Translation: Human vs. Machine
It’s easy to understand why people might use machine translations instead of human-generated ones. For one thing, a lot of translation software is free and easily accessible online. But machine translation has its pitfalls. For example, in a recent article, author and translator Nataly Kelly points out that computers don’t understand context, which can drastically change the meaning of a word or phrase. She adds that translation isn’t just about finding equivalent words, but capturing meaning and, in some cases, writing style – something machines can’t do.
As a writer and translator, myself, I agree. It’s not that I don’t sometimes use technology (online bilingual dictionaries can be a godsend). But I know that, ultimately, it’s my own knowledge and, at times, creativity, that will make a good translation.
If you haven’t had extensive experience with machine translation, you may not believe me. So I decided to do an experiment. I chose five different kinds of phrases in French, and wrote my (or in one case, another human’s) translation. Then, I typed the French phrase into two of the most popular free online translation programs (for various reasons, I won’t name names). Here’s what happened:
1. J’ai faim.
Human translation: I’m hungry.
Machine translations: I’m hungry./I am hungry.

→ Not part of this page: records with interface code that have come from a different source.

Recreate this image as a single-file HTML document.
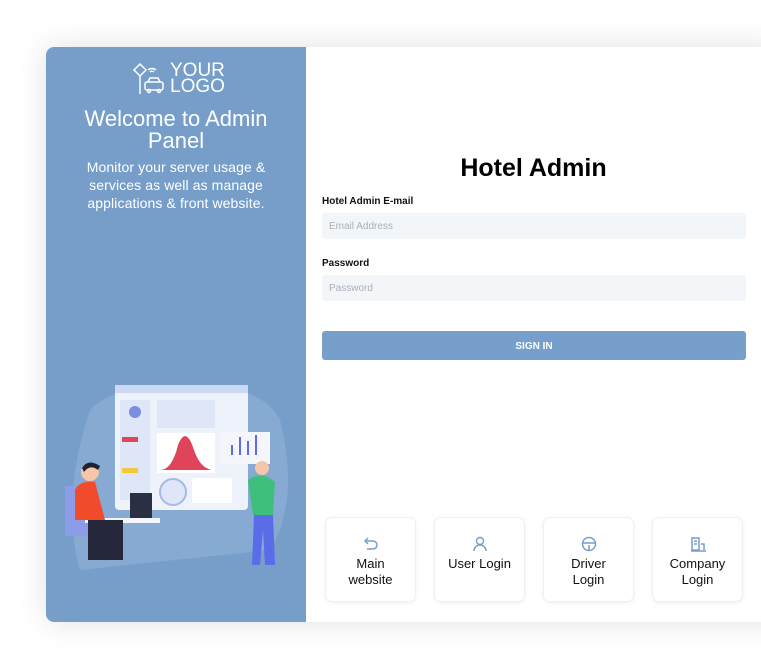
<!DOCTYPE html>
<html><head><meta charset="utf-8"><style>
*{margin:0;padding:0;box-sizing:border-box}
body{width:761px;height:664px;background:#fff;font-family:"Liberation Sans",sans-serif;position:relative;overflow:hidden}
.card{position:absolute;left:46px;top:47px;width:740px;height:575px;box-shadow:0 0 30px rgba(0,0,0,0.12);border-radius:8px 0 0 8px;background:#fff}
.left{position:absolute;left:46px;top:47px;width:260px;height:575px;background:#769ec9;border-radius:8px 0 0 8px;color:#fff;text-align:center}
.left h1{position:absolute;top:61px;width:100%;font-size:22px;font-weight:normal;line-height:22px}
.left p{position:absolute;top:111px;width:100%;font-size:14px;line-height:18px;letter-spacing:0.1px}
.logo{position:absolute;top:15px;left:86px;display:flex;align-items:center;gap:4px}
.logo span{font-size:19px;line-height:16px;text-align:left}
.right h2{position:absolute;top:154px;left:306px;width:455px;text-align:center;font-size:25px;font-weight:bold;color:#000}
label{position:absolute;left:322px;font-size:10px;font-weight:bold;color:#111}
.inp{position:absolute;left:322px;width:424px;height:26px;background:#f3f6f9;border-radius:3px;font-size:10px;color:#a9b0b8;padding:8px 7px}
.btn{position:absolute;left:322px;top:331px;width:424px;height:29px;background:#779fcb;border-radius:3px;color:#fff;font-size:10px;font-weight:bold;text-align:center;line-height:31px}
.b{position:absolute;top:517px;width:91px;height:85px;border:1px solid #eef0f3;border-radius:7px;box-shadow:0 1px 4px rgba(0,0,0,0.06);text-align:center;font-size:13px;line-height:16px;color:#111;padding-top:18px;background:#fff}
.b svg{display:block;margin:0 auto 4px}
</style></head><body>
<div class="card"></div>
<div class="left">
 <div class="logo">
  <svg width="34" height="34" viewBox="0 0 34 34" fill="none" stroke="#fff" stroke-width="1.5"><path d="M8 2l6 6-6 6-6-6z"/><path d="M8 14v18"/><path d="M16 8a6 6 0 0 1 8 0M18 10a3 3 0 0 1 4 0"/><rect x="13" y="20" width="18" height="8" rx="2"/><path d="M16 20l2-4h8l2 4"/><circle cx="17" cy="29" r="1.5"/><circle cx="27" cy="29" r="1.5"/></svg>
  <span>YOUR<br>LOGO</span>
 </div>
 <h1>Welcome to Admin<br>Panel</h1>
 <p>Monitor your server usage &amp;<br>services as well as manage<br>applications &amp; front website.</p>
 <svg style="position:absolute;left:14px;top:333px" width="240" height="200" viewBox="0 0 240 200">
  <path d="M30 30 Q60 0 120 10 Q200 0 220 40 Q240 120 210 170 L20 190 Q0 120 30 30z" fill="#86aad2"/>
  <rect x="55" y="5" width="133" height="125" rx="4" fill="#eef2fb"/>
  <rect x="55" y="5" width="133" height="8" fill="#cdd8f2"/>
  <rect x="60" y="20" width="30" height="100" fill="#dfe6f7"/>
  <circle cx="75" cy="32" r="6" fill="#7b8ee0"/>
  <rect x="62" y="57" width="16" height="5" fill="#e0445a"/>
  <rect x="62" y="88" width="16" height="5" fill="#f0c93c"/>
  <rect x="97" y="20" width="58" height="28" fill="#dfe6f7"/>
  <rect x="97" y="53" width="58" height="40" fill="#fff"/>
  <path d="M100 90 Q112 90 118 65 Q126 45 134 70 Q140 88 152 90z" fill="#e0445a"/>
  <circle cx="113" cy="112" r="13" fill="#dfe6f7" stroke="#a7b8ea" stroke-width="2"/>
  <rect x="132" y="98" width="40" height="25" fill="#fff"/>
  <rect x="160" y="52" width="50" height="32" fill="#f4f6fc"/>
  <path d="M172 75v-10M180 75v-18M188 75v-14M196 75v-20" stroke="#5b6ce8" stroke-width="2"/>
  <rect x="5" y="106" width="25" height="50" fill="#8d9ce8"/>
  <rect x="25" y="138" width="75" height="5" fill="#f4f6fc"/>
  <rect x="70" y="113" width="22" height="25" fill="#2b2f44"/>
  <path d="M15 110 Q20 100 35 102 L45 140 L15 140z" fill="#f24b2c"/>
  <circle cx="30" cy="92" r="9" fill="#f6c6a8"/>
  <path d="M22 88 Q28 78 40 86 L38 90 Q30 84 24 92z" fill="#1e2233"/>
  <rect x="28" y="140" width="35" height="40" fill="#25283a"/>
  <circle cx="202" cy="88" r="7" fill="#f6c6a8"/>
  <path d="M188 100 Q202 90 215 102 L213 135 L193 135z" fill="#3fbf7c"/>
  <path d="M194 135 L213 135 L215 185 L205 185 L203 150 L200 185 L192 185z" fill="#5b6ce8"/>
 </svg>
</div>
<div class="right">
 <h2>Hotel Admin</h2>
 <label style="top:196px">Hotel Admin E-mail</label>
 <div class="inp" style="top:213px">Email Address</div>
 <label style="top:258px">Password</label>
 <div class="inp" style="top:275px">Password</div>
 <div class="btn">SIGN IN</div>
</div>
<div class="b" style="left:325px"><svg width="16" height="16" viewBox="0 0 16 16" fill="none" stroke="#779fcb" stroke-width="1.5"><path d="M5 2L2 5l3 3"/><path d="M2 5h8a4 4 0 0 1 0 8H4"/></svg>Main<br>website</div>
<div class="b" style="left:434px"><svg width="16" height="16" viewBox="0 0 16 16" fill="none" stroke="#779fcb" stroke-width="1.5"><circle cx="8" cy="5" r="3.5"/><path d="M2 15a6 6 0 0 1 12 0"/></svg>User Login</div>
<div class="b" style="left:543px"><svg width="16" height="16" viewBox="0 0 16 16" fill="none" stroke="#779fcb" stroke-width="1.5"><circle cx="8" cy="8" r="6.5"/><path d="M2 7h12M8 9v5"/></svg>Driver<br>Login</div>
<div class="b" style="left:652px"><svg width="16" height="16" viewBox="0 0 16 16" fill="none" stroke="#779fcb" stroke-width="1.5"><rect x="2" y="2" width="7" height="12"/><path d="M4 5h3M4 8h3M11 8h3v6M1 15h15"/></svg>Company<br>Login</div>
</body></html>
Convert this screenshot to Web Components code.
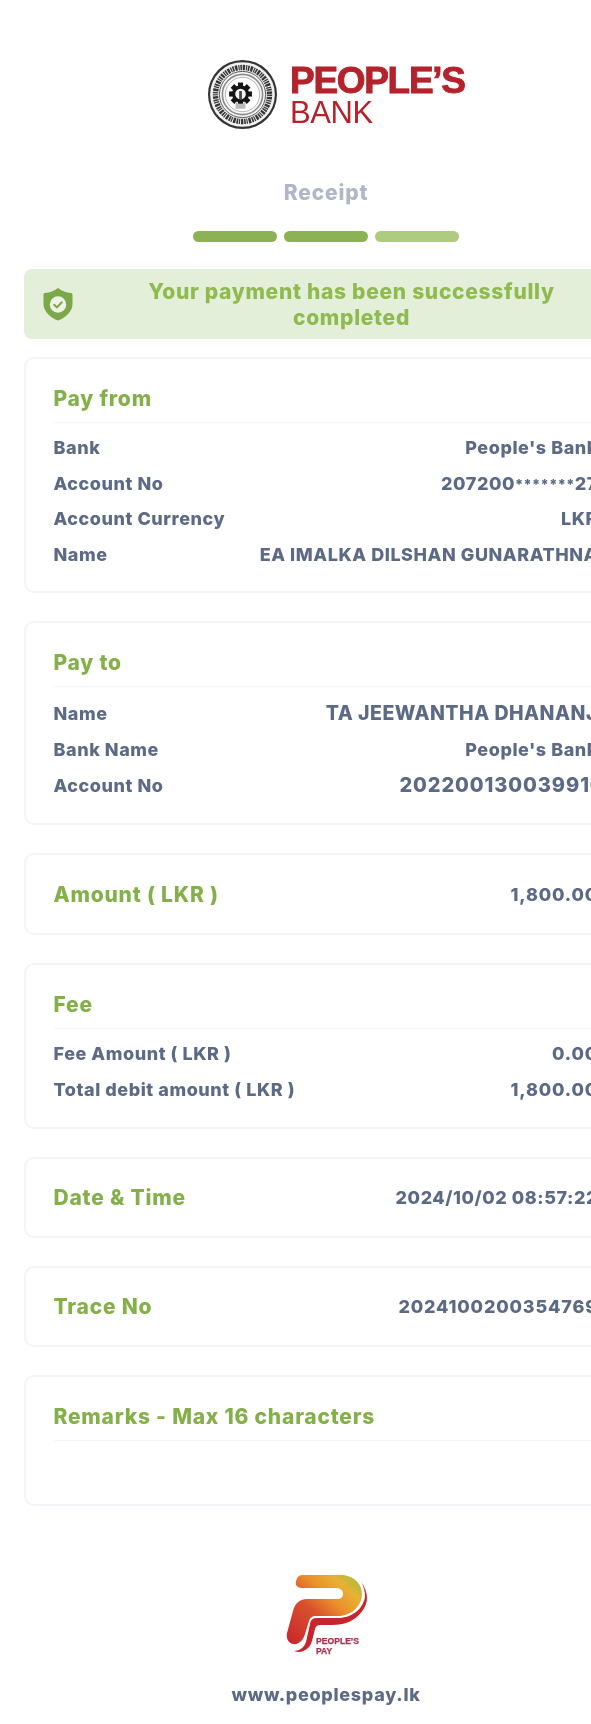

This one didn’t surprise me too much; it’s a pretty simple statement, although I wondered whether the verb avoir (“to have”) would trip up the machines. They came through swimmingly.
2. Aimer, ce n’est pas se regarder l’un l’autre, c’est regarder ensemble dans la même direction.
Human translation: Love does not consist in gazing at each other but in looking outward together in the same direction.
Machine translations: Love, is not looking at each other, it’s look together in the same direction./ Love does not consist in gazing at each other, it is looking together in the same direction.
I chose Lewis Galantière to represent Team Human for this translation of Antoine de Saint-Exupéry’s famous quotation, since his version is the one you’ll find pretty much everywhere. The machines surprised me by their varied responses. I have to admit that Program 2 did a pretty good job, but Program 1’s version is littered with grammar mistakes.
3. Ramène ta fraise!
Human translation: Hurry up!
Machine translations: Bring your Strawberry!/Back your strawberry!
Although fraise does literally mean “strawberry”, here it’s a question of context. Idiomatic expressions are one of the key reasons why it’s important to have a human translator.
4. Je le kiffe grave!
Human translation: I’m, like, totally in love with him!/I’m soooo into him!
Machine translations: I kiffe grave!/I kiffe serious!
This contemporary slang phrase is somewhat hard to translate, even for a human like me who watches a lot of French reality television, so I didn’t expect much from the machines. But I was disappointed that, despite the verb kiffer being pretty ubiquitous in pop culture, it wasn’t recognized by either program.
5. Comme dirait Dracula, j’irais bien boire un cou.
Human translation: As Dracula would say, I could go for a neck. -> Let’s make like a Ghostbuster and go get some spirits.
Machine translations: Looks like Dracula, I’d go drink a neck./As would say Dracula, I’d well drink a neck.
Strangely, the machines were totally lost even when making a literal translation. But the biggest challenge here is that the sentence is a pun: the word cou (“neck”) sounds like coup, which in the expression j’irai bien boire un coup means “drink,” as in “I could go for a drink.” As Kelly suggests, a translator’s job would be to take this phrase and make it just as funny (or groan-worthy, depending on your feelings about puns) for an Anglophone audience. In some cases, this could mean having to replace the pun with another one entirely, as I did…hopefully not too badly.
Winner: Humans. …Although, being unable to generate a terrible pun, the machines win in the dignity department.